Hallo bh,
\(\overrightarrow{AM}\) = \(\begin{pmatrix} 5-3 \\ -3 - (-5) \end{pmatrix}\) = \(\begin{pmatrix} 2 \\ 2 \end{pmatrix}\) , dazu senkrecht steht \(\vec{n}\) = \(\begin{pmatrix} -1 \\ 1 \end{pmatrix}\)
\(\overrightarrow{OC}\) = \(\overrightarrow{OA}\) + 2 * \(\overrightarrow{AM}\) = \(\begin{pmatrix} 3 + 2 * 2 \\ -5 + 2 * 2 \end{pmatrix}\) = \(\begin{pmatrix} 7 \\ -1 \end{pmatrix}\) → C(7 | - 1)
\(\overrightarrow{BM}\) = \(\overrightarrow{MD}\) sind senkrecht zu \(\overrightarrow{AM}\) , also || \(\vec{n}\)

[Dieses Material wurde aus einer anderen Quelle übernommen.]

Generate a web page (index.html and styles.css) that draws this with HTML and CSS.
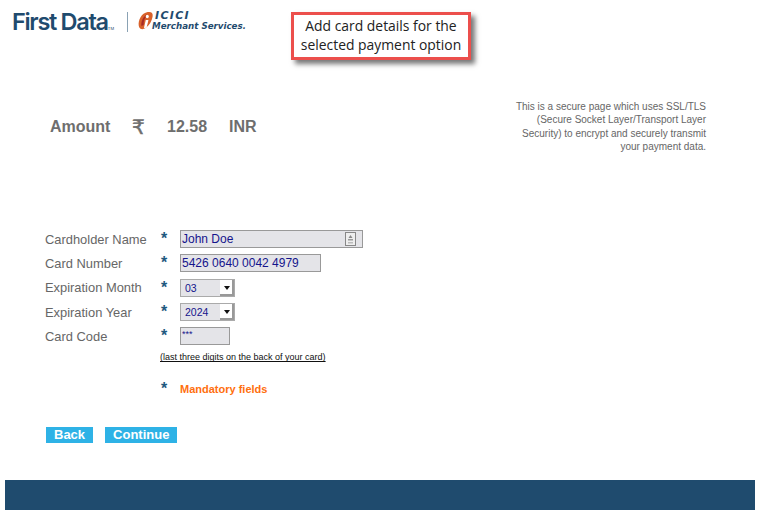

und haben die Länge (den Betrag) 1/2*√8.
\(\overrightarrow{OD}\) = \(\overrightarrow{OM}\) + 1/2 * √8 / |\(\vec{n}\)| * \(\vec{n}\) = \(\overrightarrow{OM}\) + 1/2 * √8 / √2 * \(\vec{n}\)
= \(\overrightarrow{OM}\) + \(\vec{n}\) = \(\begin{pmatrix} 5 - 1 \\ -3 + 1 \end{pmatrix}\) = \(\begin{pmatrix} 4 \\ -2 \end{pmatrix}\) → D(4 | - 2)
Wegen \(\overrightarrow{AB}\) || \(\overrightarrow{DC}\) gilt:
\(\overrightarrow{OB}\) = \(\overrightarrow{OA}\) + \(\overrightarrow{DC}\) = \(\begin{pmatrix} 3 + 7 - 4 \\ -5 - 1 + 2 \end{pmatrix}\) = \(\begin{pmatrix} 6 \\ -4 \end{pmatrix}\) → B(6 | - 4)
Gruß Wolfgang